EXERCISE
Find the lines that hold the word "index" and return them.

Stored records:
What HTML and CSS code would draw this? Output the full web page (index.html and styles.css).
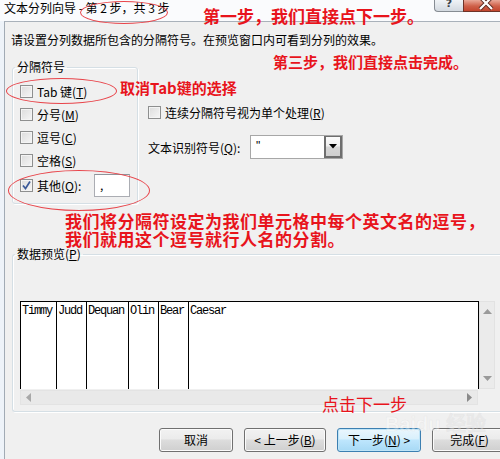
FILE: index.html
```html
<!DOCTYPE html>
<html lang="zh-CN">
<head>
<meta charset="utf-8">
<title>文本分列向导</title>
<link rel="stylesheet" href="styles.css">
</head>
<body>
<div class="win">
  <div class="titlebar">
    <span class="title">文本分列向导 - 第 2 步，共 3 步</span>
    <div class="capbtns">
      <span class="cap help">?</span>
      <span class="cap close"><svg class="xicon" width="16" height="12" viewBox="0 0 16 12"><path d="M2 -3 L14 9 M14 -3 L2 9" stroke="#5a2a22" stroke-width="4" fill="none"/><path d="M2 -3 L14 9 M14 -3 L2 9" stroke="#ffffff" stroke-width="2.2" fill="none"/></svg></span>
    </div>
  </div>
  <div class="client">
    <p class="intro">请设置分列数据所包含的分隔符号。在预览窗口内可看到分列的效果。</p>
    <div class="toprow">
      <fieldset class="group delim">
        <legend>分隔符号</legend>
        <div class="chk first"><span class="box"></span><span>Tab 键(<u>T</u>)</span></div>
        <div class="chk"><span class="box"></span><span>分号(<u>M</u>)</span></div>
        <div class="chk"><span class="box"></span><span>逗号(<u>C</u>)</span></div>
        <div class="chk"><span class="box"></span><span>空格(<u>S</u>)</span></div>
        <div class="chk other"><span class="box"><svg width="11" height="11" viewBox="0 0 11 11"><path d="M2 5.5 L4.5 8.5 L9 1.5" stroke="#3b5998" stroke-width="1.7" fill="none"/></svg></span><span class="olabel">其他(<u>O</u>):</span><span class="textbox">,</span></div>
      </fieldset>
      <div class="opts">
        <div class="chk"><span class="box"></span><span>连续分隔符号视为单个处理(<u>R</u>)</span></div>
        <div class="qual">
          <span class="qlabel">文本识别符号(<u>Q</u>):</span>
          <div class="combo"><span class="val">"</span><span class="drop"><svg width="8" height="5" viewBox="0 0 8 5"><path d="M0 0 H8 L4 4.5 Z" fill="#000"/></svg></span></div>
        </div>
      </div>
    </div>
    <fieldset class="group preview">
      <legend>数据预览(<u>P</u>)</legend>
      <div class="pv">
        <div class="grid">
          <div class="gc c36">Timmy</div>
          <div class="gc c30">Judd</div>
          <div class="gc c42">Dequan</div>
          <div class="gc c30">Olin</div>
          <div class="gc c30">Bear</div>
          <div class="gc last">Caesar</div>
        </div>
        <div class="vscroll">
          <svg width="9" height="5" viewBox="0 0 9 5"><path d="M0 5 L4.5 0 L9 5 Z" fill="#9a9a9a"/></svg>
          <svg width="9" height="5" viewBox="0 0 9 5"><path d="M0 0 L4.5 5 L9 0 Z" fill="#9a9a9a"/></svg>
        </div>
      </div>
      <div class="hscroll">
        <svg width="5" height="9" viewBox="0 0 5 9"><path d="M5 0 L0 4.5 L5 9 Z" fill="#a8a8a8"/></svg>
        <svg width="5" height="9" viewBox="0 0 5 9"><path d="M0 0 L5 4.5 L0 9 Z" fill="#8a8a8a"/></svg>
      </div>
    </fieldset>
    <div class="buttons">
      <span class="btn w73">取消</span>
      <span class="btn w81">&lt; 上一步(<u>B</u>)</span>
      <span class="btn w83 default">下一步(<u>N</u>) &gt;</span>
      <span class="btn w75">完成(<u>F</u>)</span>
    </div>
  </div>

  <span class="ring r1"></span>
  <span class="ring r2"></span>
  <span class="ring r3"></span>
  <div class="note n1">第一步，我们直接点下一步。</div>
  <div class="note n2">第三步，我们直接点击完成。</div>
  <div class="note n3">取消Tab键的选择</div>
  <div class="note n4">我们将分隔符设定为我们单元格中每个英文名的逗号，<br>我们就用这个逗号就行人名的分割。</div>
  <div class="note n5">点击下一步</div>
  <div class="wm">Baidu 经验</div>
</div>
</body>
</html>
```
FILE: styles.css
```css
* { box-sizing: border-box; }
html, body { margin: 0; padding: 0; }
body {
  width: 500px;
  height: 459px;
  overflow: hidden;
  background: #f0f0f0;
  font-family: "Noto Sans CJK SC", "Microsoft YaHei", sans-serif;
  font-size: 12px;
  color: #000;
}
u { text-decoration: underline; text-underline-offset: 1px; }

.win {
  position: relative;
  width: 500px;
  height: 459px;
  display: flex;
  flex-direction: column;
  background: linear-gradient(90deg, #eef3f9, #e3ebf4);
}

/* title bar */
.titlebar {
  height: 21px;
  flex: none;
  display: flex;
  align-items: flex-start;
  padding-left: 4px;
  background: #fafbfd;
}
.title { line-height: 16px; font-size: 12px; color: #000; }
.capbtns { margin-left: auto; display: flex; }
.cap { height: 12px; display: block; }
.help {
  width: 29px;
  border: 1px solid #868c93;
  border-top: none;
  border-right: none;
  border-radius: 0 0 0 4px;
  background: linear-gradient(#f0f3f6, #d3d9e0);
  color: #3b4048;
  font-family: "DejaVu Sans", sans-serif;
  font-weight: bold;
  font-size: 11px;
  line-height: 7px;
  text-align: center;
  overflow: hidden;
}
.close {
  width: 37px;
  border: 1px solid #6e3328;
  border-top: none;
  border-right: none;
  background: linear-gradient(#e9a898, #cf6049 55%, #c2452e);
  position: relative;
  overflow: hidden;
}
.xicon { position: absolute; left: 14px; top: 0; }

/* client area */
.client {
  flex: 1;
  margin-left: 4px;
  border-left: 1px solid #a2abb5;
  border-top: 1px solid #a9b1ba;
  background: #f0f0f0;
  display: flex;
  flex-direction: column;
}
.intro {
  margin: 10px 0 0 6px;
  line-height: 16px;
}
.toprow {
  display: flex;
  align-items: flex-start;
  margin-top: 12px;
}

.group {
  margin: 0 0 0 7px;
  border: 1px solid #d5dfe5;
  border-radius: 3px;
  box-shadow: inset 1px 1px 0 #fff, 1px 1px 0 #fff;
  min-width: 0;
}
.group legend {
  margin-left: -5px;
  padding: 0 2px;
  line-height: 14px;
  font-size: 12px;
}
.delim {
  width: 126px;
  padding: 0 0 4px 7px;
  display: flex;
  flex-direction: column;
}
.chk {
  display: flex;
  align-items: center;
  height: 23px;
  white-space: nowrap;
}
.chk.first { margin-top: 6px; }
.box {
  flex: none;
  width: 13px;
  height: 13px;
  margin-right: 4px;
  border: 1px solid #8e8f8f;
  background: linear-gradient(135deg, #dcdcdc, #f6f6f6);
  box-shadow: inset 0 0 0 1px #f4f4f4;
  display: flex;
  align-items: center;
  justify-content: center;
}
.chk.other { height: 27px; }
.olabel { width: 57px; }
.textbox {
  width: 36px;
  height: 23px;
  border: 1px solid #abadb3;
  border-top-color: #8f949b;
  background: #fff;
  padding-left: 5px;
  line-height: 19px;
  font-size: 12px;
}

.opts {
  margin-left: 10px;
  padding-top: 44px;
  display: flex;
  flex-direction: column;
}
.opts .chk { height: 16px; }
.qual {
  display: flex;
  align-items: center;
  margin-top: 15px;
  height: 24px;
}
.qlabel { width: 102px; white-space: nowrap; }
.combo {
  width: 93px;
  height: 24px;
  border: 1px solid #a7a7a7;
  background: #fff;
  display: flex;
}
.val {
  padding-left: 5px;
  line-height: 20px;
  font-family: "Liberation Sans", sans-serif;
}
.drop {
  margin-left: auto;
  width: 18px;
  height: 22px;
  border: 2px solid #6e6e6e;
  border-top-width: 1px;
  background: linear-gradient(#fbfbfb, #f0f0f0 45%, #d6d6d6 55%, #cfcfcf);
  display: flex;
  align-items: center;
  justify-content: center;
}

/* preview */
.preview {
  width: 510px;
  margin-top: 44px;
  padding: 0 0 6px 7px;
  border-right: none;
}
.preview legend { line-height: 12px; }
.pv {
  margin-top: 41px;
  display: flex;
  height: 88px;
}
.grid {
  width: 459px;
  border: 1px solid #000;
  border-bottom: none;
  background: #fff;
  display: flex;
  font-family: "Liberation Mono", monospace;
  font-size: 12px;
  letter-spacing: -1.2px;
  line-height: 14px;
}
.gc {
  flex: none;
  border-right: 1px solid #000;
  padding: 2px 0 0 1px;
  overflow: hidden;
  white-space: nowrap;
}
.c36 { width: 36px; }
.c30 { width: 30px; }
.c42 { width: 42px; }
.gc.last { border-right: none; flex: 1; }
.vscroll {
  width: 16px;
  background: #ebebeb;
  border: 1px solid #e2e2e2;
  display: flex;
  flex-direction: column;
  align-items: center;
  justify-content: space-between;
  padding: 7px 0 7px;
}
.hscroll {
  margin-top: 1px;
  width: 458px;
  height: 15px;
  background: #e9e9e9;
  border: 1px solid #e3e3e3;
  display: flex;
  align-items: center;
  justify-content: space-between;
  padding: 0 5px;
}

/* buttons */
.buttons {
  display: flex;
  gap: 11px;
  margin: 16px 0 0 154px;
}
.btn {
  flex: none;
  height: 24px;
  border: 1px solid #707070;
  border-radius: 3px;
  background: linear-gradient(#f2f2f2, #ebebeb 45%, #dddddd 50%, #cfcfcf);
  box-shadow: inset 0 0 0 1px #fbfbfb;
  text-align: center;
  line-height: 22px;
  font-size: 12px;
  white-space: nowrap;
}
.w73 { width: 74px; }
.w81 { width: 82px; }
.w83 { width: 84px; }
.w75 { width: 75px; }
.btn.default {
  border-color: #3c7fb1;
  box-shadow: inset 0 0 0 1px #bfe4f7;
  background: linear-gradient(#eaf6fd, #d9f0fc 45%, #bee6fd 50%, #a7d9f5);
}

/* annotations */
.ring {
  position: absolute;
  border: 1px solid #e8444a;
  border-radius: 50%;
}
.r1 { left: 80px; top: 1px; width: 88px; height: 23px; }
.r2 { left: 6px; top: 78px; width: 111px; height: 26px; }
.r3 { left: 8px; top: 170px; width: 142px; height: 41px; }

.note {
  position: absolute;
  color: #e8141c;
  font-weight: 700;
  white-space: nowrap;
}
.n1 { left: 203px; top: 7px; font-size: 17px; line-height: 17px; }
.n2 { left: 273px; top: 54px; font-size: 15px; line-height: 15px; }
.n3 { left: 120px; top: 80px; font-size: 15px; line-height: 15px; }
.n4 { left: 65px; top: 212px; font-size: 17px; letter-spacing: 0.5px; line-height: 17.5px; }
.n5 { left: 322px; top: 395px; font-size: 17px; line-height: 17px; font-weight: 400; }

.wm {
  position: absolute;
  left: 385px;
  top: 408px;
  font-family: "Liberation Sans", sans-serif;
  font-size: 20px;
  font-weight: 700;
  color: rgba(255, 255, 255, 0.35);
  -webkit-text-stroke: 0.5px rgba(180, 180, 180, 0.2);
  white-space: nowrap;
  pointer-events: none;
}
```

==

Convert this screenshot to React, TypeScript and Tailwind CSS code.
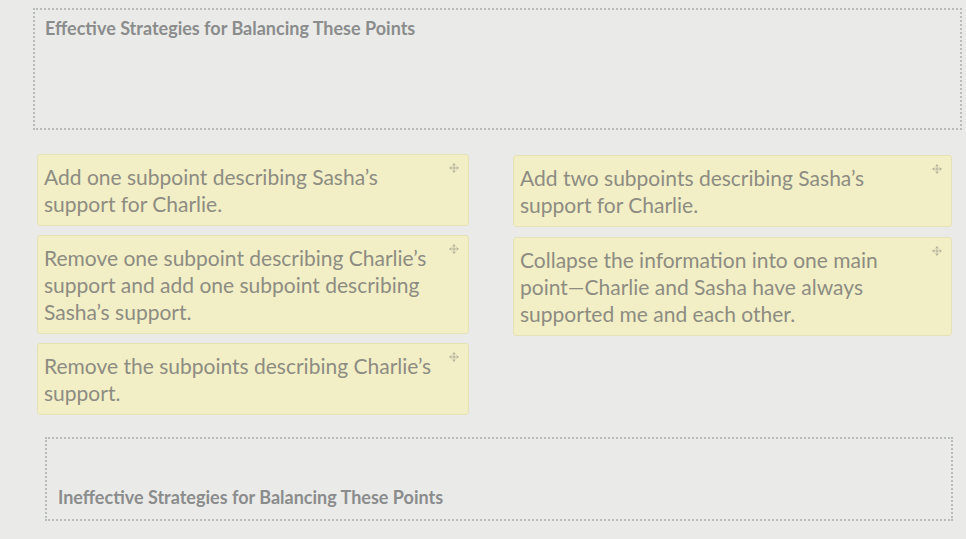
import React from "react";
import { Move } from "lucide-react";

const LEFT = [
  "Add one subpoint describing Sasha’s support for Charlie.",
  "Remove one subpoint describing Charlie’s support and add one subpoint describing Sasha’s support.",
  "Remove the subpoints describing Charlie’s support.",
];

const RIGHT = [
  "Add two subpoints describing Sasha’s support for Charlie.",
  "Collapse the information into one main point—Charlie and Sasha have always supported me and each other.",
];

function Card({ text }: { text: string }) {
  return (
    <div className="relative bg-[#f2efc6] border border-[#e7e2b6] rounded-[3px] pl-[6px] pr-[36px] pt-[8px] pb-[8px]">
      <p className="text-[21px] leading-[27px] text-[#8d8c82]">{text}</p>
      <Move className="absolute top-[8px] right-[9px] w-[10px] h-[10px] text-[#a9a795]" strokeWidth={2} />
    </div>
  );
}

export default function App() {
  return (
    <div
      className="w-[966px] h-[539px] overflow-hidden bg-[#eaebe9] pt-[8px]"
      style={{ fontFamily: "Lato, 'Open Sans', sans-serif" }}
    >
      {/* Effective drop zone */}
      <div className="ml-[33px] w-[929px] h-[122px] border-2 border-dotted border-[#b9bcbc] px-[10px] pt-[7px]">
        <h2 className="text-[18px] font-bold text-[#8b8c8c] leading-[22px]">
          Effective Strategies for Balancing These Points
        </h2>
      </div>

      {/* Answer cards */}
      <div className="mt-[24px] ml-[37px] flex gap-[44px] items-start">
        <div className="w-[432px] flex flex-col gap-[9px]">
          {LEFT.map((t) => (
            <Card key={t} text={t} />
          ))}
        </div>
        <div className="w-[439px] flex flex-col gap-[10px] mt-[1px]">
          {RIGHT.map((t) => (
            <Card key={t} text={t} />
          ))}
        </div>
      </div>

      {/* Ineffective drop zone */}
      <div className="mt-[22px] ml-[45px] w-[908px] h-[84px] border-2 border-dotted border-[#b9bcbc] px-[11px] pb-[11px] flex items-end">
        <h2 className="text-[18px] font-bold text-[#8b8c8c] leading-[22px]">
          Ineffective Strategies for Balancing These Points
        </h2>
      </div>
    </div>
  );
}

TASK OUTPUT
What HTML and CSS code would draw this? Output the full web page (index.html and styles.css).
FILE: index.html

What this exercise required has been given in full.